(Source records)
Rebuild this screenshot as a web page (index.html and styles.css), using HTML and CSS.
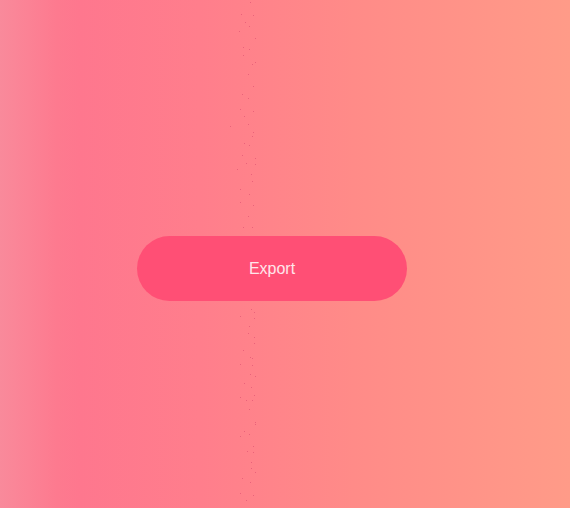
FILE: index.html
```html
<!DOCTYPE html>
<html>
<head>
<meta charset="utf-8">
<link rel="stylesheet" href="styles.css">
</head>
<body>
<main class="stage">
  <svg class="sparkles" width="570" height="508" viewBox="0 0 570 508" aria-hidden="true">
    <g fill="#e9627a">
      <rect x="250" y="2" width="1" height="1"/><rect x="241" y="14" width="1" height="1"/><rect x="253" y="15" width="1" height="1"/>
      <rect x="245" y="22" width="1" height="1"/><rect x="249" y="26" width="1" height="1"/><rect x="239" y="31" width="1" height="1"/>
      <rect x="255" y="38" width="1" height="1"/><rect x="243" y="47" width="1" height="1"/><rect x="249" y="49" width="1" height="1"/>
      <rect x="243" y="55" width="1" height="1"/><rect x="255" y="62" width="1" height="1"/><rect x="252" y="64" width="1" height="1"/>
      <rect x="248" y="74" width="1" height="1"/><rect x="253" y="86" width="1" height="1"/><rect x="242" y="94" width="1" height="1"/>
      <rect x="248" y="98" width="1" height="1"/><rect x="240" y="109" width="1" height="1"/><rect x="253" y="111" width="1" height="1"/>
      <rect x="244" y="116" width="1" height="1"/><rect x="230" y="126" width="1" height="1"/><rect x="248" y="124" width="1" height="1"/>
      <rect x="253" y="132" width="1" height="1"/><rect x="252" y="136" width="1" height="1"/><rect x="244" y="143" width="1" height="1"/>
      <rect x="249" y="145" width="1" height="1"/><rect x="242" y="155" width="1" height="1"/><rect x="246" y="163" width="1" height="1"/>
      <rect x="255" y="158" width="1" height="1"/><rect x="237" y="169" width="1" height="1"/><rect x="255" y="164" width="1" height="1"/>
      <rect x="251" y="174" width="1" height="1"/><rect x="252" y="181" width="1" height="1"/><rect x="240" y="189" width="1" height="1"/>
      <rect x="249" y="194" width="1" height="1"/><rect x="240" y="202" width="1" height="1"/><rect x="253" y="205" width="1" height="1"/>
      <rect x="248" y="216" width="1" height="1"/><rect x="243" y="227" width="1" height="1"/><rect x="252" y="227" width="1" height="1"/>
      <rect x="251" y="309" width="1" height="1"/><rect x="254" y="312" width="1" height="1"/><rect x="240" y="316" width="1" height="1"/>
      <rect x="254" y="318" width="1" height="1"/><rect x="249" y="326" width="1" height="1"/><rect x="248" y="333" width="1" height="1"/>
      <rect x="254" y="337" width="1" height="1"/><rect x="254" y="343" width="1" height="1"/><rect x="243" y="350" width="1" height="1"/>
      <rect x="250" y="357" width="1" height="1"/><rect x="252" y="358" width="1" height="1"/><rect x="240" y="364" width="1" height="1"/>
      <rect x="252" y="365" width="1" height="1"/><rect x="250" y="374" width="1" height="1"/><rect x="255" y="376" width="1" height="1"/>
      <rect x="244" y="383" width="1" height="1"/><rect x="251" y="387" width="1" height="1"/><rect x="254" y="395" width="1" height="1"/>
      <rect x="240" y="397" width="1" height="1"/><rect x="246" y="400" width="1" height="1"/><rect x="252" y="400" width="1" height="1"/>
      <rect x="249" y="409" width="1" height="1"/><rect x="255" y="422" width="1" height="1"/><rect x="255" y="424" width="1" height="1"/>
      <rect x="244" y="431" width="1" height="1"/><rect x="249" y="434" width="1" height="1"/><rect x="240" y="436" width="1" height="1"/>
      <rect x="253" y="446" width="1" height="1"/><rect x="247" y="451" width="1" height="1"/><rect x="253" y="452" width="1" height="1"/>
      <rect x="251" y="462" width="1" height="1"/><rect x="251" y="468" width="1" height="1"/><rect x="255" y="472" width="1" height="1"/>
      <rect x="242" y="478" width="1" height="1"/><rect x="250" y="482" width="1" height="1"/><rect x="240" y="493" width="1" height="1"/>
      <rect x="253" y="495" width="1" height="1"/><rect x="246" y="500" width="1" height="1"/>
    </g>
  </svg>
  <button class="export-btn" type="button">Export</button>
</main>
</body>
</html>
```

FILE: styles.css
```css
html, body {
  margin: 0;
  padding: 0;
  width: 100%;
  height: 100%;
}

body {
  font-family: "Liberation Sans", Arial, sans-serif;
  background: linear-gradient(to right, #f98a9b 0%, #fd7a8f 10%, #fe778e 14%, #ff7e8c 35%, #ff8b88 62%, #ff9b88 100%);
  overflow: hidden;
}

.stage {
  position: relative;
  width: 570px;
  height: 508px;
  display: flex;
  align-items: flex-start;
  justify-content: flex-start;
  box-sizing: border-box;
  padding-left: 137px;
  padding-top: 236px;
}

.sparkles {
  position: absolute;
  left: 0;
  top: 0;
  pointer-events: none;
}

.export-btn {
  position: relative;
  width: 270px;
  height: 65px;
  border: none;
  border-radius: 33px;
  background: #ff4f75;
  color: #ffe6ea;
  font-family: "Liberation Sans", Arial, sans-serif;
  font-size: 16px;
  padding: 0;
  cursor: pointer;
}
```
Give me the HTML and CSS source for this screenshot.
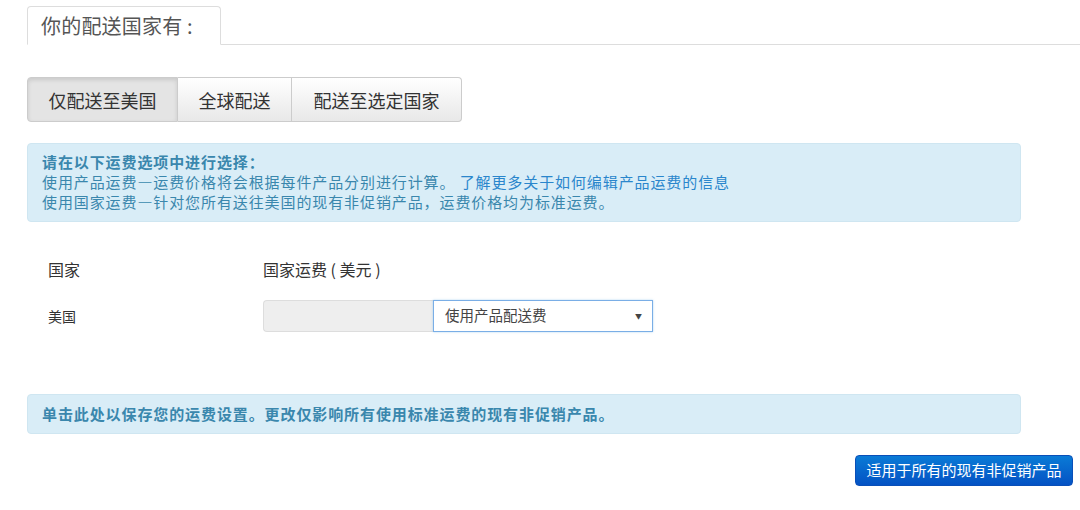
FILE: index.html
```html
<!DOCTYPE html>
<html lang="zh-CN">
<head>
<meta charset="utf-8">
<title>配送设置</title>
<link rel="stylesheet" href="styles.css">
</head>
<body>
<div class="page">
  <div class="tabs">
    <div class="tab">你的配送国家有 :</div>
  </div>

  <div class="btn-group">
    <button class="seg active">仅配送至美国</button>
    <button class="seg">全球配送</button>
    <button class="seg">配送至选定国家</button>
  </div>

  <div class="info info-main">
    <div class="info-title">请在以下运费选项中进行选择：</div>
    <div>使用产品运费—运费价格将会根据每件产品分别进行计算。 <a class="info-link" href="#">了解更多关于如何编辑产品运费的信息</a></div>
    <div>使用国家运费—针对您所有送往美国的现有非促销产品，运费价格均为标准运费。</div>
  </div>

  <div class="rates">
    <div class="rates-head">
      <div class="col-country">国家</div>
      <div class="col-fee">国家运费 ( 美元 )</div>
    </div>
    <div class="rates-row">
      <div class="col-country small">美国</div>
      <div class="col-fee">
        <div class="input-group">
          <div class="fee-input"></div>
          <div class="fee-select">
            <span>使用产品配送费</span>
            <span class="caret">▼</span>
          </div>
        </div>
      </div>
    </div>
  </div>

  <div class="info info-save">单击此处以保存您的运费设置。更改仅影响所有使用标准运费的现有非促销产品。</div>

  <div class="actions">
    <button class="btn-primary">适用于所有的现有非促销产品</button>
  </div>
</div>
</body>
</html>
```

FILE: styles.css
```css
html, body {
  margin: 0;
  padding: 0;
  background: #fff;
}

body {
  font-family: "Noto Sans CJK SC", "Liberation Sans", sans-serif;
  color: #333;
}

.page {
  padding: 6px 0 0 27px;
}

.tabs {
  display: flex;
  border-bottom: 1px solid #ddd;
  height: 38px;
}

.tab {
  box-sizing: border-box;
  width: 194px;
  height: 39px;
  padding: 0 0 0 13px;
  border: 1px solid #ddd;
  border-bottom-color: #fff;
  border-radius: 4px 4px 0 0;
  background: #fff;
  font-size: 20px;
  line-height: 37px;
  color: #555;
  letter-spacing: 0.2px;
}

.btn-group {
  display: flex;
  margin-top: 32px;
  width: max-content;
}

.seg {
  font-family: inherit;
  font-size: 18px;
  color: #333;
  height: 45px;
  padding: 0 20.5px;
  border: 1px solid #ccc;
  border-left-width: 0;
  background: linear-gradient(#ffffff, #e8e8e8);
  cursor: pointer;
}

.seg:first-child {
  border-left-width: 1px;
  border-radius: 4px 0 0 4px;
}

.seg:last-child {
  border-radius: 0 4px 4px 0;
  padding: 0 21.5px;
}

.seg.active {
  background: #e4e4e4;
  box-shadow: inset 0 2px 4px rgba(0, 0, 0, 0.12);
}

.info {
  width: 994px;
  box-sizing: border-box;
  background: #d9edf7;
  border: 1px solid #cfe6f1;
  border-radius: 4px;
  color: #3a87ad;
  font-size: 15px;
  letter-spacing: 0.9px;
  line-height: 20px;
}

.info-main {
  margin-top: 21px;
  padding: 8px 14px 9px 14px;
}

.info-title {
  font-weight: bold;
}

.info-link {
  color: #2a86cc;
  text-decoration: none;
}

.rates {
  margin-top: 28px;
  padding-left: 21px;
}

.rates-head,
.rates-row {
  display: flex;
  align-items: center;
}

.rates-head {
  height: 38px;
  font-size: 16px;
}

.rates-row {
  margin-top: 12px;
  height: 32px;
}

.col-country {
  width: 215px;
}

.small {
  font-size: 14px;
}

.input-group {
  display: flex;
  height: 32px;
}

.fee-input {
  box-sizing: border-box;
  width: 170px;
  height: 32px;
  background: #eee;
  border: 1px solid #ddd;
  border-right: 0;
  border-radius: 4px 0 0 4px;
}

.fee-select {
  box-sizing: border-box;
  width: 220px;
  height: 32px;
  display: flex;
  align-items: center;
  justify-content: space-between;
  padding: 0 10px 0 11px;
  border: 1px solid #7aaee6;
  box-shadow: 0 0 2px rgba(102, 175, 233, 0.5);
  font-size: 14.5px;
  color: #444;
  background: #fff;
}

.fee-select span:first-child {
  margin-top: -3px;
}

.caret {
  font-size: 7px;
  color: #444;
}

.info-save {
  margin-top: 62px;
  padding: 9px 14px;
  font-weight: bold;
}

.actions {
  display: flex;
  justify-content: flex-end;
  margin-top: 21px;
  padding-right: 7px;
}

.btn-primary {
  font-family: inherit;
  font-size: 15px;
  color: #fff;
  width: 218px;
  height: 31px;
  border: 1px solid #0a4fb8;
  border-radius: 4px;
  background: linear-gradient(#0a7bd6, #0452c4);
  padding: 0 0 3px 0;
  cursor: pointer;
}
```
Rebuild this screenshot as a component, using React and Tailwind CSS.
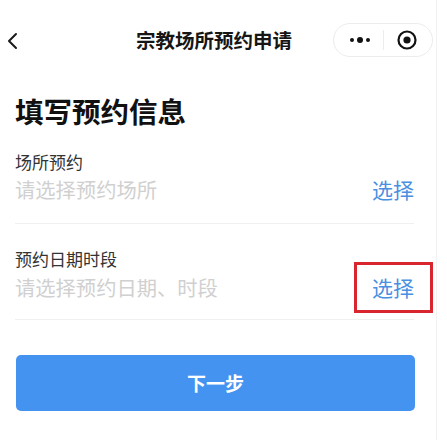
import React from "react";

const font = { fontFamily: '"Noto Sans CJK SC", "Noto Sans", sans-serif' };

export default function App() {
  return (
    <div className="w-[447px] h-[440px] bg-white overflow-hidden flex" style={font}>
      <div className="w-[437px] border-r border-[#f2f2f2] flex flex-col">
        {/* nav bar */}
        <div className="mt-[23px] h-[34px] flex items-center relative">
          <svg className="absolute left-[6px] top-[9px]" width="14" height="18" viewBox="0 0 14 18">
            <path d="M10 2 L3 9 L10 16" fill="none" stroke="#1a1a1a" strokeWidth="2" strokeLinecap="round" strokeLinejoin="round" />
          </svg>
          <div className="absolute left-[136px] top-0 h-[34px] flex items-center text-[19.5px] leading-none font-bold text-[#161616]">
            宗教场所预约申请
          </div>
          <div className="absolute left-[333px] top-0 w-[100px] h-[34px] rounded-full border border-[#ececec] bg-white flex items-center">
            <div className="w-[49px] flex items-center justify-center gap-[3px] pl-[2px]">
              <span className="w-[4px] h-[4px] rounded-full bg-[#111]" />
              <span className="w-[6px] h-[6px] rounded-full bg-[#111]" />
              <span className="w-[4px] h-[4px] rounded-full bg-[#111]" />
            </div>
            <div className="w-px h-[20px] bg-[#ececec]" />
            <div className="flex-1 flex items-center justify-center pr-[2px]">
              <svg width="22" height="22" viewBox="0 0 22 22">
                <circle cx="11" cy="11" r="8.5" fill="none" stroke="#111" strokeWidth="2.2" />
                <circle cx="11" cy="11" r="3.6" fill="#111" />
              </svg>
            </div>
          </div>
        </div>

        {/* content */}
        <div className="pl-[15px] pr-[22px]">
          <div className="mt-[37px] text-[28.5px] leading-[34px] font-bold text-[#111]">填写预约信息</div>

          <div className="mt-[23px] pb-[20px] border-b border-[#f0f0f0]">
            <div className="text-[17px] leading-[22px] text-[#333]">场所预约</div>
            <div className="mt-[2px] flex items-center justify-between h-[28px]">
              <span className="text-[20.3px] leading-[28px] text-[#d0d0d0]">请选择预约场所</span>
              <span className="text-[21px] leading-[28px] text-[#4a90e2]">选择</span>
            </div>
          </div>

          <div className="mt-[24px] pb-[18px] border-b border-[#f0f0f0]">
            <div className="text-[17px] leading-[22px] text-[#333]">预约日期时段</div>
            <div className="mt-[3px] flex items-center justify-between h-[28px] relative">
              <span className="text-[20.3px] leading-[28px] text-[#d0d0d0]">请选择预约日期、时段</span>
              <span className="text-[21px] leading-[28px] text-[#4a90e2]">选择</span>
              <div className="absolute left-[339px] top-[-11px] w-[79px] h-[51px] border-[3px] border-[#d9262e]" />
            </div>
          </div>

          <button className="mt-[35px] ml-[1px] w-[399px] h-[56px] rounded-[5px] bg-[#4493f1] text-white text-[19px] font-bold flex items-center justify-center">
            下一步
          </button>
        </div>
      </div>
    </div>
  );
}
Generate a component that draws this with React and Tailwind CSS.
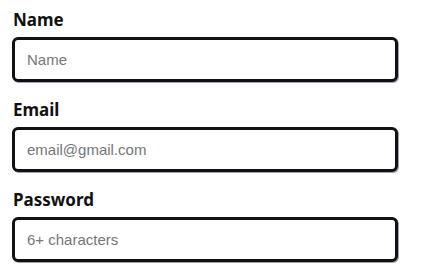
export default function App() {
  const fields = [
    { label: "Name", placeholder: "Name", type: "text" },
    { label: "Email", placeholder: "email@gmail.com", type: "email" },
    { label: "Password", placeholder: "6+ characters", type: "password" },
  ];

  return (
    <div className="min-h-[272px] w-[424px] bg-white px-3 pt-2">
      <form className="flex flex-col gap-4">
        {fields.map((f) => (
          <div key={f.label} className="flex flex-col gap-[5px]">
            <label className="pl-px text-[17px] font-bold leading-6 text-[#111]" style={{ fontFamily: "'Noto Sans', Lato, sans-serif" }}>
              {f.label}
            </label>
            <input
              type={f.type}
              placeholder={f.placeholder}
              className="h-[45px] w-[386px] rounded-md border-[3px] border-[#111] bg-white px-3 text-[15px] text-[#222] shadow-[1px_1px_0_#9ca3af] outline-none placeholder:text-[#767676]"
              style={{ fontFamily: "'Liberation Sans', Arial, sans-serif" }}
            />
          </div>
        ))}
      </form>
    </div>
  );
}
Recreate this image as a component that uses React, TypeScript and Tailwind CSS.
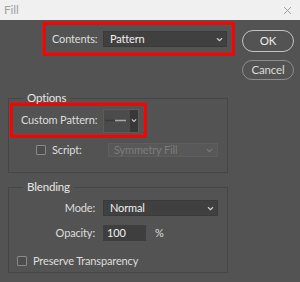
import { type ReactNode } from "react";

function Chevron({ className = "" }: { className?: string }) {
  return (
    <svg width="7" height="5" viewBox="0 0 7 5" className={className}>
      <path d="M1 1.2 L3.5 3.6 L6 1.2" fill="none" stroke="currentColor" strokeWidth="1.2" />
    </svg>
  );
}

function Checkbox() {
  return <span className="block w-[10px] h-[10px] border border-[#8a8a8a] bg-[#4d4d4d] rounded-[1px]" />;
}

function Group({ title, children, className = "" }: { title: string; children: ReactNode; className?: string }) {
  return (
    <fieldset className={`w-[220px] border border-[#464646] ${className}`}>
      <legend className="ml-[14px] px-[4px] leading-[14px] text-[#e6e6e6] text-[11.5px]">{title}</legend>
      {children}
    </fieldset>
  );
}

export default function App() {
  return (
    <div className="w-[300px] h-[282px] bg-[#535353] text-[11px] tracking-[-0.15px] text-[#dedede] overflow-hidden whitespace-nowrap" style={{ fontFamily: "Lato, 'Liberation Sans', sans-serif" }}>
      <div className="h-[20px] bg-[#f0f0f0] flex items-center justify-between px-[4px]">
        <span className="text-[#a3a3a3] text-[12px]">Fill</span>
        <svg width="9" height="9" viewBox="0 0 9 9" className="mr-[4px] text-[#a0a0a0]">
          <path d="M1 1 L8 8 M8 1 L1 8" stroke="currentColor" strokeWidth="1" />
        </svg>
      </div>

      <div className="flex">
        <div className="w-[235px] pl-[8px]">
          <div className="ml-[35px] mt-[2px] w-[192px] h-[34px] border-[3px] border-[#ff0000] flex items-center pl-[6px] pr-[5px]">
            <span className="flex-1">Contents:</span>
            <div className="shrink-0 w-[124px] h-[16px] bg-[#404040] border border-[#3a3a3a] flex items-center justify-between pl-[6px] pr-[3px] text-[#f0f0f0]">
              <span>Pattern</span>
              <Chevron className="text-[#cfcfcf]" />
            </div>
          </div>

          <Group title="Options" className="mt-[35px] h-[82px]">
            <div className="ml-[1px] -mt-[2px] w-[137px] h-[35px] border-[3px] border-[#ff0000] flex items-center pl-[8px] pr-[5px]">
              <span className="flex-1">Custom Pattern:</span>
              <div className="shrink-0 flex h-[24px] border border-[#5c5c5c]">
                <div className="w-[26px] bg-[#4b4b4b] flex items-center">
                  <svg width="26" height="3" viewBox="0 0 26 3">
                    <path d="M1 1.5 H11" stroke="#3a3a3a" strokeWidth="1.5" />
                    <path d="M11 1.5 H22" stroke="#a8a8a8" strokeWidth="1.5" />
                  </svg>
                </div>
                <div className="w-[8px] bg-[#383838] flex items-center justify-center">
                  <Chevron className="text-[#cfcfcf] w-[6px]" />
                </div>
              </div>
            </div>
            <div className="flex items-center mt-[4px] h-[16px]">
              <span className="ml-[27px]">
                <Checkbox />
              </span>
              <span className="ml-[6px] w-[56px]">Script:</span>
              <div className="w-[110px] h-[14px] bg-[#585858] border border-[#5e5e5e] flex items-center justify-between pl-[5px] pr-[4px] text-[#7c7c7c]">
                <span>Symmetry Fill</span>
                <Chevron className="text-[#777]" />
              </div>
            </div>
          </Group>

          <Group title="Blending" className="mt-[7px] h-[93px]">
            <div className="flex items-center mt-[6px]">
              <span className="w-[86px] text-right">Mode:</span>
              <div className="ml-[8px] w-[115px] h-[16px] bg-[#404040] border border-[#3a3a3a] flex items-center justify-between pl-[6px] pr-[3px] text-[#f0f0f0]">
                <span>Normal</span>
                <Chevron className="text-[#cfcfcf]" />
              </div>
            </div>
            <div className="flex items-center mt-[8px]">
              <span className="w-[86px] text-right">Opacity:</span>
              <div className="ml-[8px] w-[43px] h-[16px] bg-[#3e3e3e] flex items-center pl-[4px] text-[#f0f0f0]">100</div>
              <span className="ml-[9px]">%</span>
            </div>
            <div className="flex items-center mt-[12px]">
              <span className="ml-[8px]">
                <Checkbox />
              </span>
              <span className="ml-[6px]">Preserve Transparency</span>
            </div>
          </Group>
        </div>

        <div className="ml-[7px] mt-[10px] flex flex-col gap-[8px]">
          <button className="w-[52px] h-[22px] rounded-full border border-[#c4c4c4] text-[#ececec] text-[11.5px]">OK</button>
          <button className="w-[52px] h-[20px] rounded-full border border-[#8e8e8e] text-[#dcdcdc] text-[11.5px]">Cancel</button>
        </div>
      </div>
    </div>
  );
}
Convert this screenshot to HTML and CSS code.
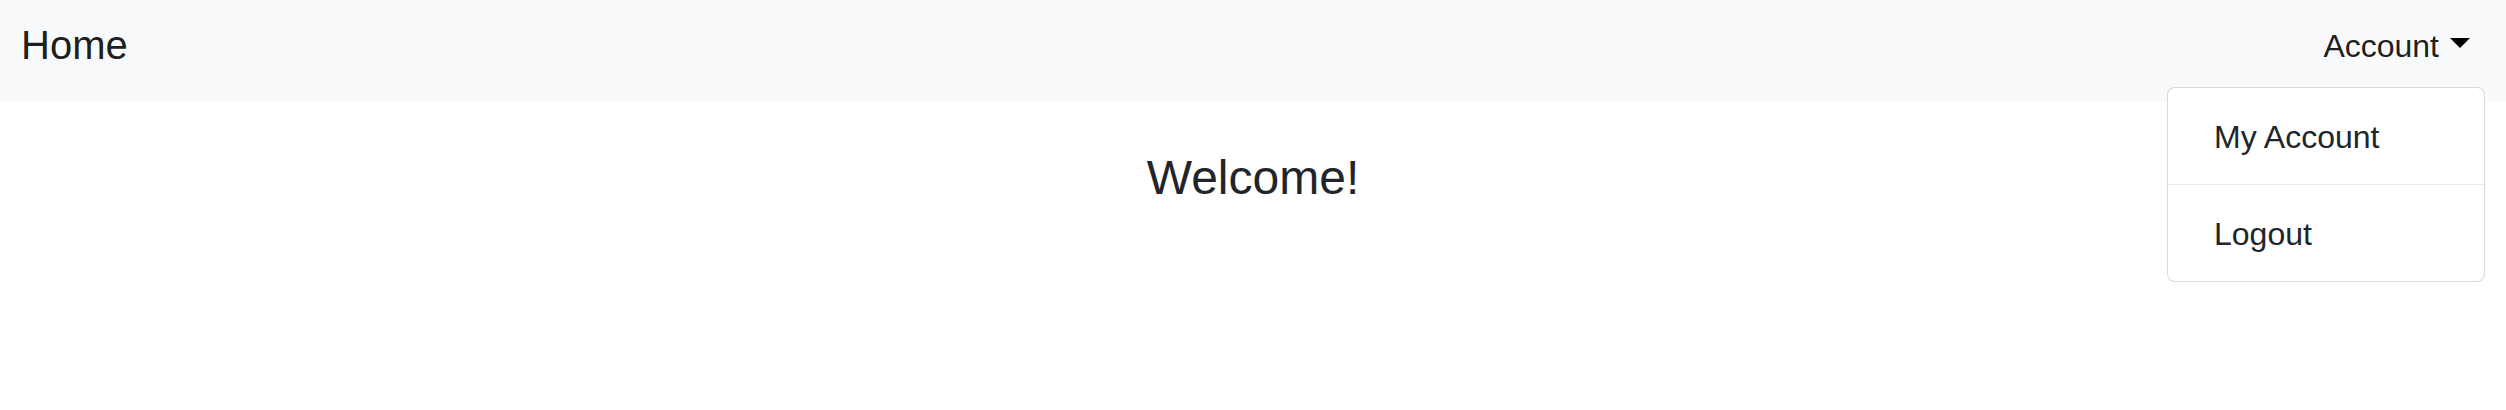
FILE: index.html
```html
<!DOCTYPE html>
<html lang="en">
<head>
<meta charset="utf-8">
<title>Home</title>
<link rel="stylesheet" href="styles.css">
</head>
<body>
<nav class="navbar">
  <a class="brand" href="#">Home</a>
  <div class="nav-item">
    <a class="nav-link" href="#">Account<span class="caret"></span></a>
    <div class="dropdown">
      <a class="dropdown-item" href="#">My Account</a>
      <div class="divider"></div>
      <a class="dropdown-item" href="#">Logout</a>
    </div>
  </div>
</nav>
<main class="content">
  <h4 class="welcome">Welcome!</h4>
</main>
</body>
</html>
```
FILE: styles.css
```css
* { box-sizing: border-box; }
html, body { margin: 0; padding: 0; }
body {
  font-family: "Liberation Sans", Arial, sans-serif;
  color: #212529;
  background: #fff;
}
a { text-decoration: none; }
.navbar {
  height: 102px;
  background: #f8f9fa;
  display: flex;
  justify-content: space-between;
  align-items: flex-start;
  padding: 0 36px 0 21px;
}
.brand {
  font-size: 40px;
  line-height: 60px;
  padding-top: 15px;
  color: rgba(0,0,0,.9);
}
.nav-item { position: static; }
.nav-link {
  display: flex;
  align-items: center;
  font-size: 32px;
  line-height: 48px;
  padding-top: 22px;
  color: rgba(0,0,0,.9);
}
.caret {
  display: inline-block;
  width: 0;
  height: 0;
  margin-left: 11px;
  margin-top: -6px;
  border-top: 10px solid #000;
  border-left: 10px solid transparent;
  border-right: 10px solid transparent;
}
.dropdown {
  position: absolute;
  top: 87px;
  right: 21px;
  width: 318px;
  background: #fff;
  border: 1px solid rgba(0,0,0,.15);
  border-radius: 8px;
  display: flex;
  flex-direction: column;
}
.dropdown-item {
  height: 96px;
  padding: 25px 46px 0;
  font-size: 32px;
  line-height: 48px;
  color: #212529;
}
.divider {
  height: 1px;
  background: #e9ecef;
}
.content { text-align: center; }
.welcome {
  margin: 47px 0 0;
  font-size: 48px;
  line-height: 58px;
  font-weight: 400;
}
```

▶ **GIVEN TASK**
Determine how many lines in the listing above hold the word "page", answering with the number only.

▶ **WRITTEN RESPONSE**
3